The Oneida Independent Company New York Volunteer Cavalry, also known as the Oneida New York Independent Cavalry Company, was an independent cavalry company that primarily served in the headquarters of the Army of the Potomac, performing escort, guard duties, furnishing couriers. They also served as General George Meade's personal escort, delivering couriers and orderlies.

The company took part in most of the important battles, from the Siege of Yorktown to the Appomattox Campaign, and was the only independent-sized company to participate in the Civil War.

== Organization ==
The company was organized at Oneida, and mustered into service on September 4, 1861, for three years' service. under the command of Captain Daniel P. Mann. The company was recruited mainly from: Oneida, Salisbury, Stockbridge, Hamilton, Otisco, Eaton, Nelson Flatts, Vienna and Chittenango.

== Service ==
The company left the state in September, and on September 6, moved to Washington D.C where it was attached to Stoneman's Cavalry Command of the Army of the Potomac

In April, the company was assigned to the Headquarters of the Army of the Potomac. During the Battle of Antietam, Chancellorsville , and Gettysburg, the company conducted escort, guard duties, and also provided couriers and orderlies. And as time went on, they also conducted picket, raiding, reconnaissance, patrol, and provost duties.

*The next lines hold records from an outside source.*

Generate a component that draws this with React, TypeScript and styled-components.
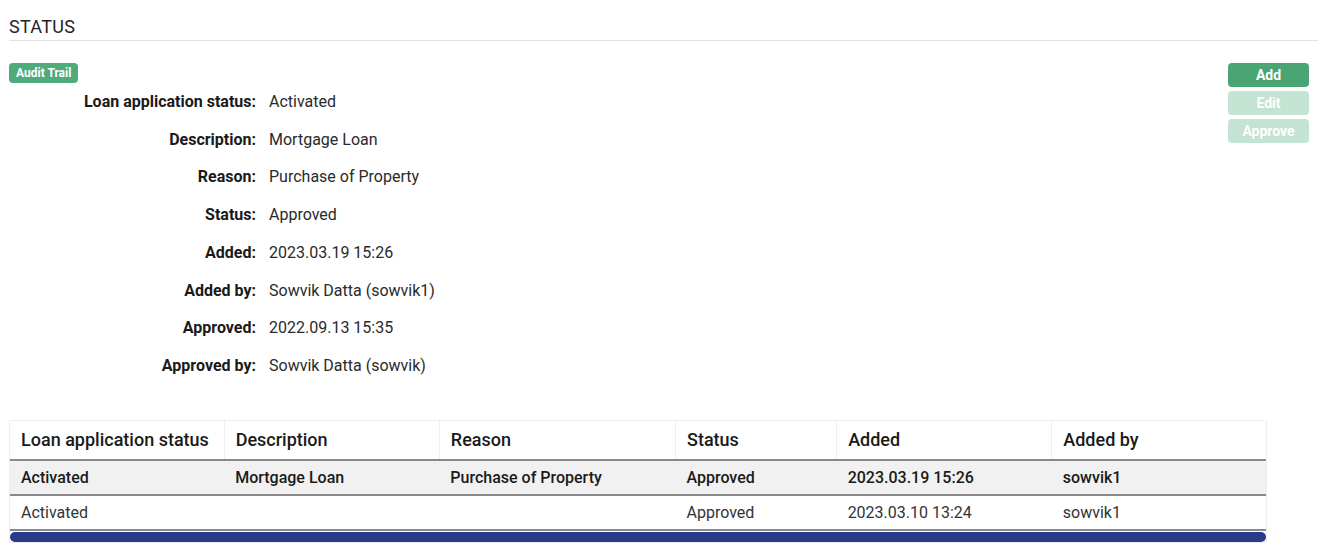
import React from "react";
import styled, { createGlobalStyle } from "styled-components";

const GlobalStyle = createGlobalStyle`
  body {
    margin: 0;
    background: #fff;
    font-family: Roboto, "Noto Sans", sans-serif;
    color: #222;
  }
`;

const Page = styled.div`
  padding: 0 9px;
`;

const Title = styled.h2`
  margin: 0 -9px 0 0;
  padding: 16px 0 0;
  height: 24px;
  font-size: 18px;
  font-weight: 400;
  color: #1f2328;
  letter-spacing: 0.3px;
  border-bottom: 1px solid #e2e2e2;
`;

const Body = styled.div`
  display: flex;
  justify-content: space-between;
  padding-top: 22px;
`;

const SmallButton = styled.button`
  border: none;
  border-radius: 4px;
  background: #4faa7c;
  color: #fff;
  font-family: inherit;
  font-weight: 700;
  font-size: 12px;
  height: 20px;
  padding: 0 7px;
  cursor: pointer;
`;

const Details = styled.div`
  display: flex;
  flex-direction: column;
  align-items: flex-start;
`;

const Fields = styled.dl`
  display: grid;
  grid-template-columns: 247px auto;
  column-gap: 13px;
  margin: 0;
  font-size: 16px;
`;

const Label = styled.dt`
  text-align: right;
  font-weight: 700;
  color: #1a1a1a;
  line-height: 37.7px;
`;

const Value = styled.dd`
  margin: 0;
  color: #2a2a2a;
  line-height: 37.7px;
`;

const Actions = styled.div`
  display: flex;
  flex-direction: column;
  gap: 4px;
  width: 81px;
`;

const ActionButton = styled.button<{ $disabled?: boolean }>`
  border: none;
  border-radius: 4px;
  height: 24px;
  font-family: inherit;
  font-weight: 700;
  font-size: 14px;
  color: #fff;
  background: ${(p) => (p.$disabled ? "#c3e4d2" : "#4aa574")};
  cursor: ${(p) => (p.$disabled ? "default" : "pointer")};
`;

const TableWrap = styled.div`
  margin-top: 35px;
  width: 1256px;
  border: 1px solid #eeeeee;
  border-radius: 2px;
`;

const Table = styled.table`
  width: 100%;
  border-collapse: collapse;
  font-size: 16px;
  table-layout: fixed;
`;

const Th = styled.th`
  text-align: left;
  font-weight: 500;
  font-size: 18px;
  color: #1a1a1a;
  height: 38px;
  padding: 0 11px;
  border-right: 1px solid #eeeeee;
  border-bottom: 2px solid #8a8a8a;
  &:last-child {
    border-right: none;
  }
`;

const Tr = styled.tr<{ $highlight?: boolean }>`
  background: ${(p) => (p.$highlight ? "#f1f1f1" : "#fff")};
  font-weight: ${(p) => (p.$highlight ? 500 : 400)};
  color: ${(p) => (p.$highlight ? "#1a1a1a" : "#333")};
`;

const Td = styled.td`
  height: 33px;
  padding: 0 11px;
  border-bottom: 2px solid #8a8a8a;
`;

const Scrollbar = styled.div`
  height: 10px;
  margin-top: 1px;
  background: #283b8b;
  border-radius: 5px;
`;

const fields: [string, string][] = [
  ["Loan application status", "Activated"],
  ["Description", "Mortgage Loan"],
  ["Reason", "Purchase of Property"],
  ["Status", "Approved"],
  ["Added", "2023.03.19 15:26"],
  ["Added by", "Sowvik Datta (sowvik1)"],
  ["Approved", "2022.09.13 15:35"],
  ["Approved by", "Sowvik Datta (sowvik)"],
];

const columns = [
  { title: "Loan application status", width: 214 },
  { title: "Description", width: 215 },
  { title: "Reason", width: 236 },
  { title: "Status", width: 161 },
  { title: "Added", width: 215 },
  { title: "Added by", width: 214 },
];

const rows = [
  ["Activated", "Mortgage Loan", "Purchase of Property", "Approved", "2023.03.19 15:26", "sowvik1"],
  ["Activated", "", "", "Approved", "2023.03.10 13:24", "sowvik1"],
];

export default function App() {
  return (
    <>
      <GlobalStyle />
      <Page>
        <Title>STATUS</Title>
        <Body>
          <Details>
            <SmallButton>Audit Trail</SmallButton>
            <Fields>
              {fields.map(([label, value]) => (
                <React.Fragment key={label}>
                  <Label>{label}:</Label>
                  <Value>{value}</Value>
                </React.Fragment>
              ))}
            </Fields>
          </Details>
          <Actions>
            <ActionButton>Add</ActionButton>
            <ActionButton $disabled>Edit</ActionButton>
            <ActionButton $disabled>Approve</ActionButton>
          </Actions>
        </Body>
        <TableWrap>
          <Table>
            <colgroup>
              {columns.map((c) => (
                <col key={c.title} style={{ width: c.width }} />
              ))}
            </colgroup>
            <thead>
              <tr>
                {columns.map((c) => (
                  <Th key={c.title}>{c.title}</Th>
                ))}
              </tr>
            </thead>
            <tbody>
              {rows.map((r, i) => (
                <Tr key={i} $highlight={i === 0}>
                  {r.map((cell, j) => (
                    <Td key={j}>{cell}</Td>
                  ))}
                </Tr>
              ))}
            </tbody>
          </Table>
          <Scrollbar />
        </TableWrap>
      </Page>
    </>
  );
}
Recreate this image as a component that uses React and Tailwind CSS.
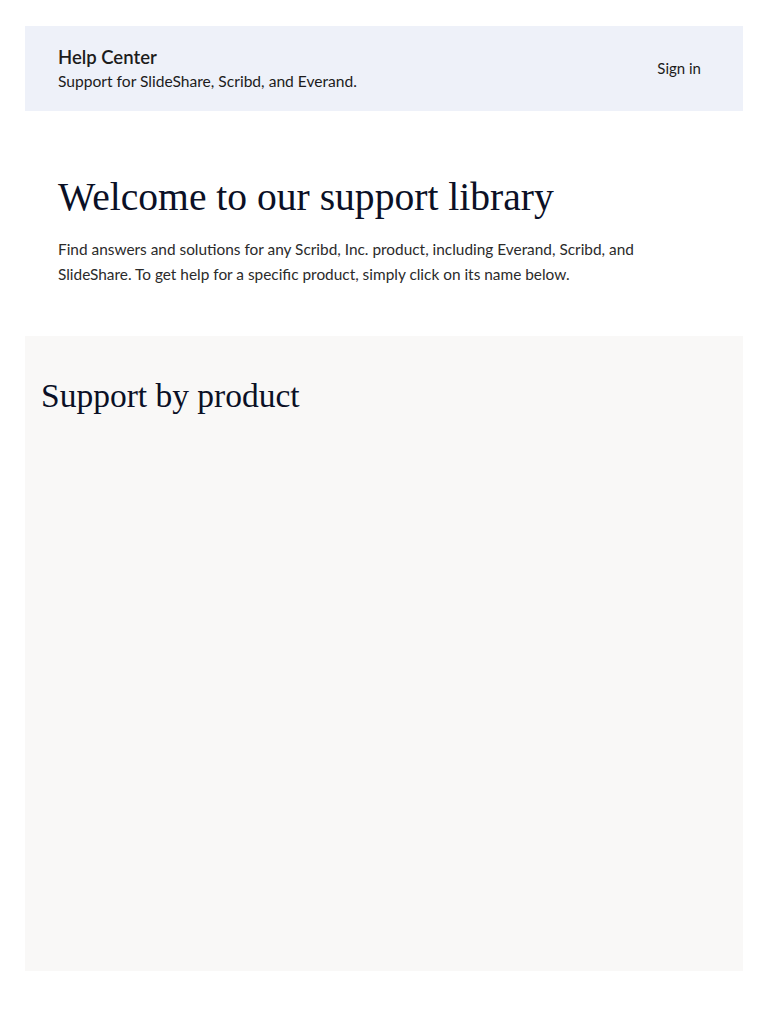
import React from 'react'

export default function App() {
  return (
    <div className="min-h-[1024px] bg-white px-[25px] pt-[26px] font-['Lato','Liberation_Sans',sans-serif]">
      {/* header */}
      <header className="flex h-[85px] items-center justify-between bg-[#eef1f9] pl-[33px] pr-[42px]">
        <div className="-mt-[2px]">
          <div className="text-[18.5px] font-semibold leading-[24px] text-[#1c1c1c]">Help Center</div>
          <div className="mt-[2px] text-[15.6px] leading-[20px] text-[#1c1c1c]">Support for SlideShare, Scribd, and Everand.</div>
        </div>
        <a className="text-[15px] text-[#1c1c1c]">Sign in</a>
      </header>

      {/* hero */}
      <section className="px-[33px] pt-[64px] pb-[49px]">
        <h1 className="font-['Liberation_Serif',serif] text-[39.6px] leading-[44px] text-[#0b1026]">
          Welcome to our support library
        </h1>
        <p className="mt-[18px] max-w-[600px] text-[15.4px] leading-[25px] text-[#2b2b2b]">
          Find answers and solutions for any Scribd, Inc. product, including Everand, Scribd, and SlideShare. To get help for a specific product, simply click on its name below.
        </p>
      </section>

      {/* products */}
      <section className="h-[635px] bg-[#f9f8f7] px-[16px] pt-[40px]">
        <h2 className="font-['Liberation_Serif',serif] text-[33.5px] leading-[40px] text-[#0b1026]">Support by product</h2>
      </section>
    </div>
  )
}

At Gettysburg, the company brought 49 men to the field and didn't suffer any casualties.

In June 1864, a detachment of 22 men under Second Lieutenant Almond L. Clark was permanently assigned to General Grant's Headquarters at City Point, Virginia.

During September, the three-year enlistment periods ran out, and those, except veterans, were mustered out, and remained in service until June 13, 1865, when it was mustered out of service near Washington D.C.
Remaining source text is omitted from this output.